Problem description — Keep only the lines of the data below that contain "React", and copy them.
━━ Dataset extract ━━
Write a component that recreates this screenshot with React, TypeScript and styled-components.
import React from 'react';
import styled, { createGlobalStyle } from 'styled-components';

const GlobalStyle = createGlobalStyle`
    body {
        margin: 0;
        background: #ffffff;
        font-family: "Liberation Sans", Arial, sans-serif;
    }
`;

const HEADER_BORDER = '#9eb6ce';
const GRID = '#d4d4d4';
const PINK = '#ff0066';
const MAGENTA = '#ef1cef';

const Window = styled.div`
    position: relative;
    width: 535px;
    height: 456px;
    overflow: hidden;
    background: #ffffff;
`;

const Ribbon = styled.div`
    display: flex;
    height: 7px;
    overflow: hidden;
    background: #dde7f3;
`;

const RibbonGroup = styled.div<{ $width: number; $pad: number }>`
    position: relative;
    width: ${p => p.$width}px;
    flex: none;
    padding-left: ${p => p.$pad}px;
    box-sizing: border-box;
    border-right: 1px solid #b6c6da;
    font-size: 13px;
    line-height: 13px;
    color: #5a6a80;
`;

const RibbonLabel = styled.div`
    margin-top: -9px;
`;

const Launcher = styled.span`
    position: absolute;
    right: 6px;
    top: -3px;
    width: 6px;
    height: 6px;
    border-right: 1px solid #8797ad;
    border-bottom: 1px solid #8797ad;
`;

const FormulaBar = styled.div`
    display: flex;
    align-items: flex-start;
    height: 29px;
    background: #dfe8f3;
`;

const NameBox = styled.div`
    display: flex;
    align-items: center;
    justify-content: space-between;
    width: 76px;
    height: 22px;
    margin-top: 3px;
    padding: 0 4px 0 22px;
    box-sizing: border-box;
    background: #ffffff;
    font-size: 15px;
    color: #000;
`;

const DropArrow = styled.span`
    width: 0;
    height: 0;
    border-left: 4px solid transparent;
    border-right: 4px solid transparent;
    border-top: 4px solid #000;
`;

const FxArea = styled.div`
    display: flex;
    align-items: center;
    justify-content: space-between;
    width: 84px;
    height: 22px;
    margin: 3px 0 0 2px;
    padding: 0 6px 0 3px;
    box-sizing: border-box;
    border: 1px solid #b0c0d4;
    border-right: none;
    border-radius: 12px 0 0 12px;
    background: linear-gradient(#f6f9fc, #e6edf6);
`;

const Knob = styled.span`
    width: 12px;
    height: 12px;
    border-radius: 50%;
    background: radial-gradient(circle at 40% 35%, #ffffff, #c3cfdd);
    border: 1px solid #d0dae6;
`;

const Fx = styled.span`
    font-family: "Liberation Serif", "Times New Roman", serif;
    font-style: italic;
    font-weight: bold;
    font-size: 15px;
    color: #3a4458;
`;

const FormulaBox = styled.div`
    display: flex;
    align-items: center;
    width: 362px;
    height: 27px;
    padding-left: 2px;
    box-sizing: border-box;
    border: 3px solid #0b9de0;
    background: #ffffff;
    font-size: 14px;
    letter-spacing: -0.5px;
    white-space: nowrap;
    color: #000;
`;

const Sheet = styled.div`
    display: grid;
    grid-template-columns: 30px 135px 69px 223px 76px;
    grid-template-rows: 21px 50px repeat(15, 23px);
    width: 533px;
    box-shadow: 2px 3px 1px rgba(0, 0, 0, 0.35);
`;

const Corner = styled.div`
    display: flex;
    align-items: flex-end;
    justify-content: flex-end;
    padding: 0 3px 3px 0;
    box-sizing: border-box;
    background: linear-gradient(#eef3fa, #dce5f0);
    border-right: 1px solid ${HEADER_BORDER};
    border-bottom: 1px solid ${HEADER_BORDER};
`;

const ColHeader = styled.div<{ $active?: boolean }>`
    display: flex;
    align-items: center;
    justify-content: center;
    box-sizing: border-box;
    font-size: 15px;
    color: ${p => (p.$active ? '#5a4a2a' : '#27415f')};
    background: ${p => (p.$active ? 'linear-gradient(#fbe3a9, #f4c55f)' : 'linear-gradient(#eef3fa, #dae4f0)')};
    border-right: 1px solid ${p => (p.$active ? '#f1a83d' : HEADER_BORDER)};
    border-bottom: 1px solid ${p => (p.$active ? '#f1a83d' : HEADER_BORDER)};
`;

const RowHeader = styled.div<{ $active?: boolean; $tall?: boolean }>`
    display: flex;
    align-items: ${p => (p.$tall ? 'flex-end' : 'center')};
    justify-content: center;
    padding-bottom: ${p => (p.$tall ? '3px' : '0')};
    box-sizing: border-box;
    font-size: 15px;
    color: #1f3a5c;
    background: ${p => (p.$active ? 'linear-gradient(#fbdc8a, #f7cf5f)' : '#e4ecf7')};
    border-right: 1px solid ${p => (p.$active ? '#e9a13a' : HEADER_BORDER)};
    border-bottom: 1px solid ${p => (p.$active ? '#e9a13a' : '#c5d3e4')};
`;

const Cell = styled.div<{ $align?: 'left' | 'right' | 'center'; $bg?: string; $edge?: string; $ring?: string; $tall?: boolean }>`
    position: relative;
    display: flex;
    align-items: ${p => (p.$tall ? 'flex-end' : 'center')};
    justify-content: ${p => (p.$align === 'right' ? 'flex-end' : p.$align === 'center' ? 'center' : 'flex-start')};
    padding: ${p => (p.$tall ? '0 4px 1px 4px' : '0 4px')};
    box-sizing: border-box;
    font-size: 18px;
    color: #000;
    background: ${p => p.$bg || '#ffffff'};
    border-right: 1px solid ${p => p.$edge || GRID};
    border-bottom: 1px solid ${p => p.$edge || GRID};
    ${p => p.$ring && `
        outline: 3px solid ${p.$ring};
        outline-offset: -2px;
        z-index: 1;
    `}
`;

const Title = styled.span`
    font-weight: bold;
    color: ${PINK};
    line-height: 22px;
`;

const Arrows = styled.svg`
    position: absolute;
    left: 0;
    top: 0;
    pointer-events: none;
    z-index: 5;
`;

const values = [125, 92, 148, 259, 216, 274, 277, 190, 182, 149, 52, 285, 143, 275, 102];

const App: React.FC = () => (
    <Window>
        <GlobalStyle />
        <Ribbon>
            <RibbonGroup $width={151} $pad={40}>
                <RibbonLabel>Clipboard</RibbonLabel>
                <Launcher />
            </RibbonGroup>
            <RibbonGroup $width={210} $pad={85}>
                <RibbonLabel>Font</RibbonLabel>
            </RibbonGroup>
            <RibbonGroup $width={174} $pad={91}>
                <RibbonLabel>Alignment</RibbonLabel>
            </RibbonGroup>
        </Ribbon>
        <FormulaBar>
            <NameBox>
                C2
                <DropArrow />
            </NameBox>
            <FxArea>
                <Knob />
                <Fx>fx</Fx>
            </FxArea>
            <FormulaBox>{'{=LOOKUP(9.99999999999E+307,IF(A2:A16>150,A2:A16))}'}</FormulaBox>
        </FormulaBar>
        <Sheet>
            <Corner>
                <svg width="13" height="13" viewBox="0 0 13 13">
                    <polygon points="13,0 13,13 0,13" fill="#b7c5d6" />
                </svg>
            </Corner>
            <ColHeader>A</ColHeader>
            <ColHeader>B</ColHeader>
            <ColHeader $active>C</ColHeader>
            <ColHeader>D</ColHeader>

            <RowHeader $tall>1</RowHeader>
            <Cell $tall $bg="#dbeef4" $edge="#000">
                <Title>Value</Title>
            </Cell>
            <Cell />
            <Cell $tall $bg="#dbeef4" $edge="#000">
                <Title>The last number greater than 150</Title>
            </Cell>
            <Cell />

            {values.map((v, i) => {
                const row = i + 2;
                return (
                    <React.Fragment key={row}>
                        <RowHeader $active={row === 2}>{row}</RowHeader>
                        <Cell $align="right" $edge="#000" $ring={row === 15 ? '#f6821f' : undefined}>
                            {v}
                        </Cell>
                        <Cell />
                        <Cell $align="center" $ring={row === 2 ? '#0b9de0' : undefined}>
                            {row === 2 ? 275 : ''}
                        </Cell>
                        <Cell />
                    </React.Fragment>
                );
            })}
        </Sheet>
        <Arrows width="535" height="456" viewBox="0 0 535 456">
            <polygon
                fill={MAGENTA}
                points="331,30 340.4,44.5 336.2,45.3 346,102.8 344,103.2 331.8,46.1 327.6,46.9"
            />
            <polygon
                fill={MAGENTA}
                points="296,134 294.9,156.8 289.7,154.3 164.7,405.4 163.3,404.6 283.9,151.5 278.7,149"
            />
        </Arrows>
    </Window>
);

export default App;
━━━
Result of the exercise —
Write a component that recreates this screenshot with React, TypeScript and styled-components.
import React from 'react';
const App: React.FC = () => (
                    <React.Fragment key={row}>
                    </React.Fragment>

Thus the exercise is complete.